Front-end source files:
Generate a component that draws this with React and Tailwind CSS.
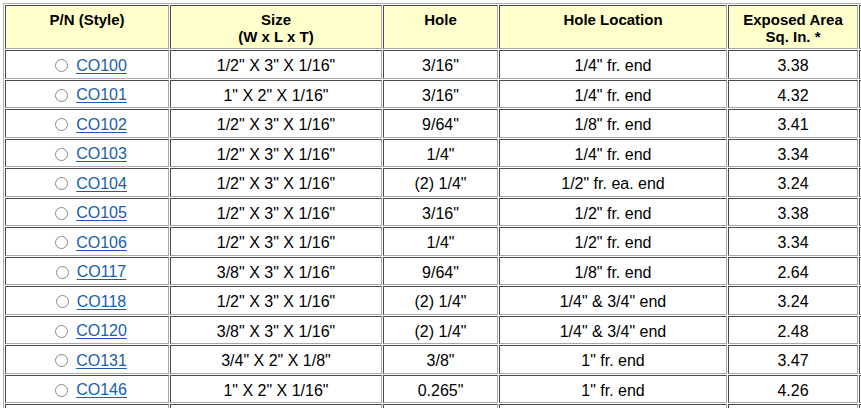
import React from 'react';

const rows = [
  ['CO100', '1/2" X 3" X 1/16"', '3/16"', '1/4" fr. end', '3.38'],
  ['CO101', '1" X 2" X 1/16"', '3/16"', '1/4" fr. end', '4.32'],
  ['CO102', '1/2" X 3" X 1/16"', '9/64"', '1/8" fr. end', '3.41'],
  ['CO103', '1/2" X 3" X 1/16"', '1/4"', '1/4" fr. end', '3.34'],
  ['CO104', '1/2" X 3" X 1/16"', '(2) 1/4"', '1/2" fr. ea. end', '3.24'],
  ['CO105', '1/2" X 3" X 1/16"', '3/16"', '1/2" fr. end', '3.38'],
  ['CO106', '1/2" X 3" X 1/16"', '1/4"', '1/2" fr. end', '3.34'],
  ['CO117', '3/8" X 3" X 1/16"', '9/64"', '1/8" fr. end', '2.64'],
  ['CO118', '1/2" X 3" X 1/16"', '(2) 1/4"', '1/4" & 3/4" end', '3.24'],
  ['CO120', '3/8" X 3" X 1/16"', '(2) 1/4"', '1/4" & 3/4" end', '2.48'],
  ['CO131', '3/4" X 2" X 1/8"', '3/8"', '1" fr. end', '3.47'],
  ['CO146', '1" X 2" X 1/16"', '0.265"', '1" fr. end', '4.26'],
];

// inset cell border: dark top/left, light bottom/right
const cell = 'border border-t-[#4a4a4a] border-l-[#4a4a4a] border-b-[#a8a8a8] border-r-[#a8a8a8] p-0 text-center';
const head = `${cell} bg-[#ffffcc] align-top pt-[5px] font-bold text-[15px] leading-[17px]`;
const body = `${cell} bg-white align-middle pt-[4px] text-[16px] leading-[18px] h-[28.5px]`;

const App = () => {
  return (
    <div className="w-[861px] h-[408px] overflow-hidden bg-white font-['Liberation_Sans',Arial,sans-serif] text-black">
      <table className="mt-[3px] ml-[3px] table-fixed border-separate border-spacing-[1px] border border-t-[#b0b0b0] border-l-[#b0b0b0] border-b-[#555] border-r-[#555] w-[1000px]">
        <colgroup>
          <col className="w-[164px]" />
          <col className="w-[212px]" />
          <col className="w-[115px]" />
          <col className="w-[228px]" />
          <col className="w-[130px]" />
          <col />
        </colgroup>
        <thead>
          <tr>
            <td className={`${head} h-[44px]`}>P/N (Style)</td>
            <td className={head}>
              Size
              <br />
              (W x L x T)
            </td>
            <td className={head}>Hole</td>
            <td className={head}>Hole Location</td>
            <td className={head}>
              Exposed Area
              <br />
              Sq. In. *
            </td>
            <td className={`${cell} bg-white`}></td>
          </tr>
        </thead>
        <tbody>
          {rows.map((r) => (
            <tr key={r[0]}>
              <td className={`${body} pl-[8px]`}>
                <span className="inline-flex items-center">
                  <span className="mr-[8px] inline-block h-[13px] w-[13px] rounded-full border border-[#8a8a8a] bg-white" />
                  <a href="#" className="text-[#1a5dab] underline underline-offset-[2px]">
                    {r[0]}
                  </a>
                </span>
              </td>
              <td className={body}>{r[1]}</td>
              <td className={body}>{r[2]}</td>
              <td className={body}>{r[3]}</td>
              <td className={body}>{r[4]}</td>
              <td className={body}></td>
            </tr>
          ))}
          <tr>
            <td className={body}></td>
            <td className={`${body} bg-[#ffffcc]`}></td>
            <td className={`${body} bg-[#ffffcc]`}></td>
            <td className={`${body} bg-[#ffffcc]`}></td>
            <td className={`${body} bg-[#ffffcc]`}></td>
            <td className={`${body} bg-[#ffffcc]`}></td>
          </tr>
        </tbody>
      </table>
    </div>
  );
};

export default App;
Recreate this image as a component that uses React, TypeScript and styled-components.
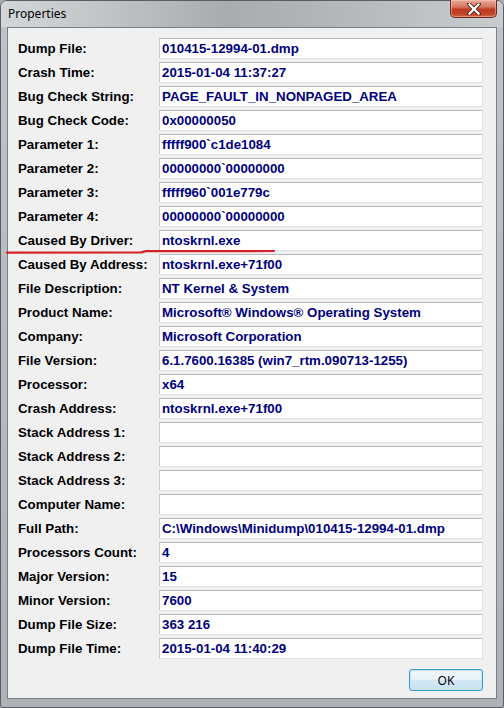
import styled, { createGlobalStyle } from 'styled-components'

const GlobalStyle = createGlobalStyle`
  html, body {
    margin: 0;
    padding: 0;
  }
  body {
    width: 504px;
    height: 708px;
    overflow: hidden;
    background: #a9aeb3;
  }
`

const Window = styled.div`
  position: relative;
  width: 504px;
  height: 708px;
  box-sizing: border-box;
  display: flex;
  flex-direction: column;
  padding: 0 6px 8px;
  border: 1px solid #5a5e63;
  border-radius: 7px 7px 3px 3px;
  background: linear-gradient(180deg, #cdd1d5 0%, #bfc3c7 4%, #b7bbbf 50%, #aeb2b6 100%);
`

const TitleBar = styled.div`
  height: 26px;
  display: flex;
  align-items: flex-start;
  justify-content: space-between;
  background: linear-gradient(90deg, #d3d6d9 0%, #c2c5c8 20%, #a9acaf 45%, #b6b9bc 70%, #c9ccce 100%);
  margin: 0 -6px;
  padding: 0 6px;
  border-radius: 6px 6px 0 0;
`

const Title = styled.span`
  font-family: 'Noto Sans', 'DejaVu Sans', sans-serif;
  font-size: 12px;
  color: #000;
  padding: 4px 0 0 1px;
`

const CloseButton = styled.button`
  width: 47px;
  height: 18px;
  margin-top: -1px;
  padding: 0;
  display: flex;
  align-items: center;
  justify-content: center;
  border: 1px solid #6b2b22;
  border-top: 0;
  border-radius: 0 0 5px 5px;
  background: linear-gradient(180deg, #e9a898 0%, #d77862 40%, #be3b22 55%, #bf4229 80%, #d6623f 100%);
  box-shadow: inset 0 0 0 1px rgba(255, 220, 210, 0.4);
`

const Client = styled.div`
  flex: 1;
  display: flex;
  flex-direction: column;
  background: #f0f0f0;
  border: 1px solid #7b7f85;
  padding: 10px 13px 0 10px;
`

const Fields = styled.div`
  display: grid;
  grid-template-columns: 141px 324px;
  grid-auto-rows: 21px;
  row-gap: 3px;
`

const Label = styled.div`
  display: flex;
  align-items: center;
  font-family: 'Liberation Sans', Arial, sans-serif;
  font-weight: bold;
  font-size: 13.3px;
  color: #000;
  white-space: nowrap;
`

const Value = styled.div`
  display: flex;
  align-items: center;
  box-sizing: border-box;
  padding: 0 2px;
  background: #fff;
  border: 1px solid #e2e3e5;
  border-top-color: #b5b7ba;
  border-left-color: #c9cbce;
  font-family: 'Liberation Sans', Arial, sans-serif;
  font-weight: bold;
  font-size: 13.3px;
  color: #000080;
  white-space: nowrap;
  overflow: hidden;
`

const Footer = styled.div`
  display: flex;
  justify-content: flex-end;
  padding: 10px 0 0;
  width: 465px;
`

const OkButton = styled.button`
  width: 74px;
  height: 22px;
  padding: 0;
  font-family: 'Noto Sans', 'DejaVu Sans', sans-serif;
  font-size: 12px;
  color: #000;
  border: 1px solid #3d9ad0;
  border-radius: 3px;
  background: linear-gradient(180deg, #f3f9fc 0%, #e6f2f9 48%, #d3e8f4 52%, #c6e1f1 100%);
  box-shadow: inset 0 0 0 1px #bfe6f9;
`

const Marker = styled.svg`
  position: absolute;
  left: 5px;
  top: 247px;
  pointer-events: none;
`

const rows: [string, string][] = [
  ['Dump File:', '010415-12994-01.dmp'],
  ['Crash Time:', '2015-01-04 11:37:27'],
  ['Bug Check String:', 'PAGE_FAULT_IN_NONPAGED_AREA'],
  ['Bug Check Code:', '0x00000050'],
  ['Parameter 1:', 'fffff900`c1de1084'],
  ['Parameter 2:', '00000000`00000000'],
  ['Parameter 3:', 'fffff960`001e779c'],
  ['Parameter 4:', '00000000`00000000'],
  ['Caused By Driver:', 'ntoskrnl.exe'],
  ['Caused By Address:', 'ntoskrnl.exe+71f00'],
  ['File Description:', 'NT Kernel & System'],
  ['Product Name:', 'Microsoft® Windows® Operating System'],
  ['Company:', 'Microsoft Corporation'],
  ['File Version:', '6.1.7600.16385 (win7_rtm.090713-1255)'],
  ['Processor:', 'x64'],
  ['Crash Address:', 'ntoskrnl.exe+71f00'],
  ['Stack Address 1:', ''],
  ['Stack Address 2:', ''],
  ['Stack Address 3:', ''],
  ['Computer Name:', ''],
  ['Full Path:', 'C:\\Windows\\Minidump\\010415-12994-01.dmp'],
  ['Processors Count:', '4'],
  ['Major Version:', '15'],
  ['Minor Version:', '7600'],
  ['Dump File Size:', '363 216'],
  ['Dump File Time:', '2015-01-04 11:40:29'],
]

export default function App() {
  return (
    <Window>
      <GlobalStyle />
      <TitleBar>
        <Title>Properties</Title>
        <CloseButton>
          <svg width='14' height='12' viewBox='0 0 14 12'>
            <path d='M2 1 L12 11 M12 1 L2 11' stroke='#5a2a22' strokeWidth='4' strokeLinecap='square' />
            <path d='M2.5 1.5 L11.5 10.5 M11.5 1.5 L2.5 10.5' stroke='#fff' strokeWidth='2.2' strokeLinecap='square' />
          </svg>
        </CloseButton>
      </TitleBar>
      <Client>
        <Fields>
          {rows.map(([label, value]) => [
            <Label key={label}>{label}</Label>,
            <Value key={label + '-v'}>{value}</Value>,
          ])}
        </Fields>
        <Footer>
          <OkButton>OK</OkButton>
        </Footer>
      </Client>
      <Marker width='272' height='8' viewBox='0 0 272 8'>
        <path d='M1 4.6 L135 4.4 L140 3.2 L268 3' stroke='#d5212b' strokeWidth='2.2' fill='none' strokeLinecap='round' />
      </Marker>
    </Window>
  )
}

### THE EXERCISE:
Leave out the pictures and restate, word for word, the lines from the top of the data through the line containing "bg-white align-middle pt-[4px]", both included.

### ANSWER TO THIS TASK:
Generate a component that draws this with React and Tailwind CSS.
import React from 'react';

const rows = [
  ['CO100', '1/2" X 3" X 1/16"', '3/16"', '1/4" fr. end', '3.38'],
  ['CO101', '1" X 2" X 1/16"', '3/16"', '1/4" fr. end', '4.32'],
  ['CO102', '1/2" X 3" X 1/16"', '9/64"', '1/8" fr. end', '3.41'],
  ['CO103', '1/2" X 3" X 1/16"', '1/4"', '1/4" fr. end', '3.34'],
  ['CO104', '1/2" X 3" X 1/16"', '(2) 1/4"', '1/2" fr. ea. end', '3.24'],
  ['CO105', '1/2" X 3" X 1/16"', '3/16"', '1/2" fr. end', '3.38'],
  ['CO106', '1/2" X 3" X 1/16"', '1/4"', '1/2" fr. end', '3.34'],
  ['CO117', '3/8" X 3" X 1/16"', '9/64"', '1/8" fr. end', '2.64'],
  ['CO118', '1/2" X 3" X 1/16"', '(2) 1/4"', '1/4" & 3/4" end', '3.24'],
  ['CO120', '3/8" X 3" X 1/16"', '(2) 1/4"', '1/4" & 3/4" end', '2.48'],
  ['CO131', '3/4" X 2" X 1/8"', '3/8"', '1" fr. end', '3.47'],
  ['CO146', '1" X 2" X 1/16"', '0.265"', '1" fr. end', '4.26'],
];

// inset cell border: dark top/left, light bottom/right
const cell = 'border border-t-[#4a4a4a] border-l-[#4a4a4a] border-b-[#a8a8a8] border-r-[#a8a8a8] p-0 text-center';
const head = `${cell} bg-[#ffffcc] align-top pt-[5px] font-bold text-[15px] leading-[17px]`;
const body = `${cell} bg-white align-middle pt-[4px] text-[16px] leading-[18px] h-[28.5px]`;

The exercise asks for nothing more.